Illustrating the goal of structural efficiency/optimization in terms of steel tonnage

Parametric Optimization of a Structural Steel Truss
Now let’s run through the first of the three examples we mentioned at the beginning of the article: optimizing a steel truss, adhering to the given constraints, variables,and targets. Constraints:
• Span: 125 ft
• Depth: Minimum of 5 ft, maximum of 25 ft (note that trusses depths are typically 1⁄10 of the span; these numbers simply refer to this example)
• Support condition: Pin-roller
• Load: Dead and live loads are evenly distributed along the top and bottom chords
• Maximum deflection: L/240 (TL)
• Structural steel shapes used:W8, W10, W12, and W14 families Variables:
• Evenly spaced panels (quantity)
• Truss depth variation (in feet) Targets:
• Performance optimization in the form of minimized tonnage
• Cost optimization
The workflow is similar to the general workflow previously discussed. The algorithm and model are developed in Rhino and Grasshopper. Structural analysis is then performed using Karamba3D. Next,
Galapagos (evolutionary solver) is introduced to the algorithm, and the optimization process is started. Finally, the evolutionary solver converges on the targets, and the optimized result is chosen.

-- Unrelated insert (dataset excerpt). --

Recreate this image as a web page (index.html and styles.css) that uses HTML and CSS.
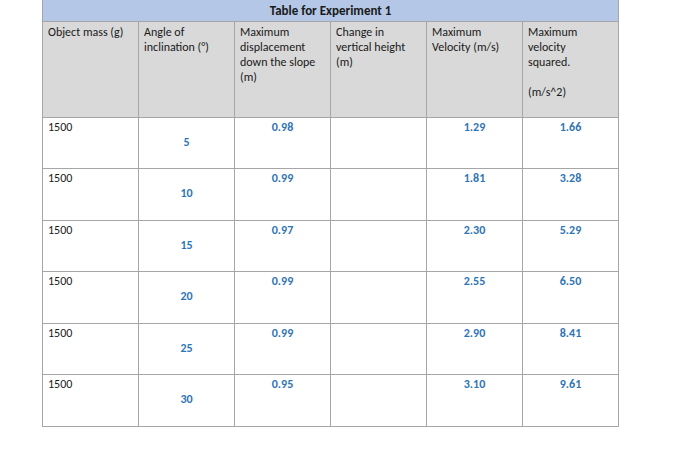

In this case, the optimized result is a10-panel truss that is 14 ft deep and weighs 41 tons. This result, however, does not necessarily coincide with the cost optimization target. The following cost function will be used as the fitness function:
Cost = $2,000/ton raw material + $2,000/ fabricated piece + $1,000/connection
The evolutionary solver is now run to target the truss with the least cost. As expected, the result does not match the truss from the optimization run for least tonnage. The truss optimized for cost has six panels, is 16 ft deep, weighs 46 tons, and costs $156,000. The truss optimized for tonnage costs $186,000.00, so the savings here is $30,000 per truss. In order to be certain that the cost function being used is accurate, it is imperative for the steel fabricator and erector to be involved with the optimization process as early as possible. The client will greatly appreciate the cost savings—and
parametric-enabled projects aside, early collaboration with fabricators and erectors brings benefits to any steel project.

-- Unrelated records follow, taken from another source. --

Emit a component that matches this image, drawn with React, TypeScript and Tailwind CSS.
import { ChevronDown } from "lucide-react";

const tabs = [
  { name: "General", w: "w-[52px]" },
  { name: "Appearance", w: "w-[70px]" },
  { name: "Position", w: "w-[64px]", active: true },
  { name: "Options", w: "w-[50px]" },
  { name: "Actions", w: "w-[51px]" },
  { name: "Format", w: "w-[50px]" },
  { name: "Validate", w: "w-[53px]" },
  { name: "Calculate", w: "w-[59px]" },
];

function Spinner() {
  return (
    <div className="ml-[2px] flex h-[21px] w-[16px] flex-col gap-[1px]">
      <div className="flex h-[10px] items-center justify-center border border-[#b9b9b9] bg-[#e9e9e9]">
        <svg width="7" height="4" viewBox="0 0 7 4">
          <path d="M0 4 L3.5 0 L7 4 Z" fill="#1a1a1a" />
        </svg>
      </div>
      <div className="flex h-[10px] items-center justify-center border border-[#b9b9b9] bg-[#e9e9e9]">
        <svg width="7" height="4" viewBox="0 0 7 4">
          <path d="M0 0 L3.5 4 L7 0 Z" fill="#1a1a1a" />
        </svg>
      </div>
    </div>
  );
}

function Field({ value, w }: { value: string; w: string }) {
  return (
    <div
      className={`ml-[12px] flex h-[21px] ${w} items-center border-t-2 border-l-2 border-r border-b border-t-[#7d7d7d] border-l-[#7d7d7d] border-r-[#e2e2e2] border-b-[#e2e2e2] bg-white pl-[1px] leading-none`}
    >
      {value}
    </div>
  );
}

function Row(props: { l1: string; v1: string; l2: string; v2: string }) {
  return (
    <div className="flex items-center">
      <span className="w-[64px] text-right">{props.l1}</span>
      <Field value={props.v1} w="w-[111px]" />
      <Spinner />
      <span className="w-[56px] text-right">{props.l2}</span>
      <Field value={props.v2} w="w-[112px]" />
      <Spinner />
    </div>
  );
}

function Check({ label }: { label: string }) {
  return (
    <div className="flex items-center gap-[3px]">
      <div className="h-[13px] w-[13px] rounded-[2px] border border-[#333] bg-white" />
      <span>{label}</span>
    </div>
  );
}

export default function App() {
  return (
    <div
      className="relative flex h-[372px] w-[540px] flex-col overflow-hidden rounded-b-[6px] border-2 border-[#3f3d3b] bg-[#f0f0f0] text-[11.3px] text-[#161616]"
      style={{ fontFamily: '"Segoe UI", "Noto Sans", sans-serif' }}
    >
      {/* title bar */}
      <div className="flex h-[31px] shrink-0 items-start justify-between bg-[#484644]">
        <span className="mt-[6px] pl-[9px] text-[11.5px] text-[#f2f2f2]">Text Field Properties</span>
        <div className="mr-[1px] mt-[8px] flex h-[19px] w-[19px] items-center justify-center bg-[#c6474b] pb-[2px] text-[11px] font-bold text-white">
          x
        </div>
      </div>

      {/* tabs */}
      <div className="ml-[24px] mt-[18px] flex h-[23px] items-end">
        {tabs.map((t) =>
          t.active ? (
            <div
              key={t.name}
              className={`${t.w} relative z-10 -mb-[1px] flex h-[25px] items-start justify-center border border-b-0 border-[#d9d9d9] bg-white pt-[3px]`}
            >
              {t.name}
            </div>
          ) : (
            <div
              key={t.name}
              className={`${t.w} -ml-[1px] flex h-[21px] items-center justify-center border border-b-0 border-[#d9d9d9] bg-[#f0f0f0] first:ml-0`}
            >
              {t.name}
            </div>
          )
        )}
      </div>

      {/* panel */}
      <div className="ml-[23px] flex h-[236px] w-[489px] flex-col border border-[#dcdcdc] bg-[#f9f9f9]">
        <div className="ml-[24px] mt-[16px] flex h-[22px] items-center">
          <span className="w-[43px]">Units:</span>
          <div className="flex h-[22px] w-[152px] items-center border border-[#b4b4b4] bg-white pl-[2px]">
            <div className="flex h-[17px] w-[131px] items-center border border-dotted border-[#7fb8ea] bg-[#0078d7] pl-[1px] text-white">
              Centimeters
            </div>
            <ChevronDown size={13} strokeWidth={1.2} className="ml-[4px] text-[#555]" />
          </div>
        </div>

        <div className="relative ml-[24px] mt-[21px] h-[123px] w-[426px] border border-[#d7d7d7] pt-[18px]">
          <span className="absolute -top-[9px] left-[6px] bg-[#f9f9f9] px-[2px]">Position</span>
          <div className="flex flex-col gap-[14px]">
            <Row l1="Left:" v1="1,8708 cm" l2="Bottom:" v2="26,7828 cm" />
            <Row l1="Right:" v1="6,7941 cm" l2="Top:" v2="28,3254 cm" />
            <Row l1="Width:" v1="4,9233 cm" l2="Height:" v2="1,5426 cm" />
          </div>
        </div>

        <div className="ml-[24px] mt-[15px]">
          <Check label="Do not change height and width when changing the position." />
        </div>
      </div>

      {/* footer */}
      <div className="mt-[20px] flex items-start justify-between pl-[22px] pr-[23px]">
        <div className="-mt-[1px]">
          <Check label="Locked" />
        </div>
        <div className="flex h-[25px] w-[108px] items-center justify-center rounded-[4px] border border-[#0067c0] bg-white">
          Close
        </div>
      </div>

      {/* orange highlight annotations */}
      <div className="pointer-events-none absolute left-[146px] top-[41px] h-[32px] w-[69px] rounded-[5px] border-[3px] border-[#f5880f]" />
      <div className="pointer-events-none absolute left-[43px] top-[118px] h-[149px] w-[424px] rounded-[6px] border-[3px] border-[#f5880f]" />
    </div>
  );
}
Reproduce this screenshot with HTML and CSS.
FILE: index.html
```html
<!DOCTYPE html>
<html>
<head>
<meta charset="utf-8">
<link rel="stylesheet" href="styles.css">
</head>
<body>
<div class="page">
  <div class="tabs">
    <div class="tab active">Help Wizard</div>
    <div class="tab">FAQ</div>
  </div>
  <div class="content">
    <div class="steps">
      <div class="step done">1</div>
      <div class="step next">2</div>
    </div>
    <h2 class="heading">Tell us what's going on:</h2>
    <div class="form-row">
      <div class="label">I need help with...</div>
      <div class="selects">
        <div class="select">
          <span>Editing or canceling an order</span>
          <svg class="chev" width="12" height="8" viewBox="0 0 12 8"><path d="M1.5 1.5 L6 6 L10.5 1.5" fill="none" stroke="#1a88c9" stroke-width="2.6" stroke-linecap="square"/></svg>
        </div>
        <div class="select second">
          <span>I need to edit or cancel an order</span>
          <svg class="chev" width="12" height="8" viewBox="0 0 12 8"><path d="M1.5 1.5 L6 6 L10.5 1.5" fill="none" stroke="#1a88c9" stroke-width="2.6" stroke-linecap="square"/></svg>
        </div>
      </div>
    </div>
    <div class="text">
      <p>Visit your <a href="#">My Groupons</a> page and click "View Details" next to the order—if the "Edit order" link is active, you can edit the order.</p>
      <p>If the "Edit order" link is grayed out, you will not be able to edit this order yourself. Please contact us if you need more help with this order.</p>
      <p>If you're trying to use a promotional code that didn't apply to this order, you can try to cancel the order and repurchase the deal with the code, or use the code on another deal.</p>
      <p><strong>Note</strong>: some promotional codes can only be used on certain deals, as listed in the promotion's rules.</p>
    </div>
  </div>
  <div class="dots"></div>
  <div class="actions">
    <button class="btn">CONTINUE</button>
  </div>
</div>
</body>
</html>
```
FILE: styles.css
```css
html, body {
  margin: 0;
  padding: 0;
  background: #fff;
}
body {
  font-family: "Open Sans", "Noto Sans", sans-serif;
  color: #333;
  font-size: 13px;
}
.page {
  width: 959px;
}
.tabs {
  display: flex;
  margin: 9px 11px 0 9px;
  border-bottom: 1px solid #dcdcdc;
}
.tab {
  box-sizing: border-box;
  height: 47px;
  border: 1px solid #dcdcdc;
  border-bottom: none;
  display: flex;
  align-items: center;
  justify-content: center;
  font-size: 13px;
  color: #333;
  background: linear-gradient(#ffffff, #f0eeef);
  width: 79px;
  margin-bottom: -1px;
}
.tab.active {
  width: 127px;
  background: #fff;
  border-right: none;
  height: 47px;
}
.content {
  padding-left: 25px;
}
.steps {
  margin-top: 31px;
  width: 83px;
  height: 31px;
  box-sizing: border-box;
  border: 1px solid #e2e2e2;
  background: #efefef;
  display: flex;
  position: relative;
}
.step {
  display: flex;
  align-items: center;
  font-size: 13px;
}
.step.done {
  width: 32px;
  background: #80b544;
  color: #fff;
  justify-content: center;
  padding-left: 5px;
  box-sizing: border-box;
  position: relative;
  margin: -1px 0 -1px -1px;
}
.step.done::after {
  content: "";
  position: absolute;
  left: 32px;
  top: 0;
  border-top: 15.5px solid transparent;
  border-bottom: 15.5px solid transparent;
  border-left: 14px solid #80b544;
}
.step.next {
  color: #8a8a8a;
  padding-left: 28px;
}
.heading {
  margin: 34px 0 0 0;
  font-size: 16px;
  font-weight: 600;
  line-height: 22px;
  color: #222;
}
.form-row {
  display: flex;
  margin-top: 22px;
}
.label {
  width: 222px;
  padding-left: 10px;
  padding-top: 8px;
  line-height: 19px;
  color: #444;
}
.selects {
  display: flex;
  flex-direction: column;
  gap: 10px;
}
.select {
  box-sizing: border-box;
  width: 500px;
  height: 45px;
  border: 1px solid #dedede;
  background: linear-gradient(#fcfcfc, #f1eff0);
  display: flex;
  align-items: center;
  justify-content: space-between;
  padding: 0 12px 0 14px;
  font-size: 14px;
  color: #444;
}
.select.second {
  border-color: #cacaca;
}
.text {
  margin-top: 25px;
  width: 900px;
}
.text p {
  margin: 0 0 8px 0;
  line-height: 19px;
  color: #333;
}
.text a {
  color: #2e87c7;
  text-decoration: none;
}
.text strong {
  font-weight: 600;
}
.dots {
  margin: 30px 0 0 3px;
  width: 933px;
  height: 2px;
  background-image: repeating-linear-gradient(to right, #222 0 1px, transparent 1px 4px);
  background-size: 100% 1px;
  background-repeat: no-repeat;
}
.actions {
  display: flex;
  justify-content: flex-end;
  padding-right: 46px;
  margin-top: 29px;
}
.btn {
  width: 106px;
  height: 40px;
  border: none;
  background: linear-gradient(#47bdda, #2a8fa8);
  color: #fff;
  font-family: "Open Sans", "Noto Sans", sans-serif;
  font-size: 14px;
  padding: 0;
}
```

Parametric Optimization of a Structural Steel High-Rise Braced Frame Core
The newest generation of high-rise structures features an aggressive combination of complex geometry and height. This is made possible by recent advancements in materials, construction methods, and analytical procedures. Parametric optimization, when combined with these other advancements, can help engineers identify crucial information regarding design alternatives early in a project. The most effective solutions can thus be implemented without causing delays or other unforeseen complications, and include structural form, bracing and outrigger configurations, custom structural shapes, and more.
In this simplified example, the high-rise structure is a 700-ft-tall, 35-story office building incorporating three structural outriggers. The building is a 150-ft by 150-ft square in plan, and each major-axis direction has three 50-ft bays, the center bay being a 50-ft by 50-ft braced elevator core. The parametric workflow is the same as in the steel truss example, but for simplicity, the optimization only considered structural tonnage.
The results of this example show that by introducing a fourth outrigger, repositioning the outriggers, and changing the bracing configuration, 200 tons of steel can be removed from the building without sacrificing lateral performance.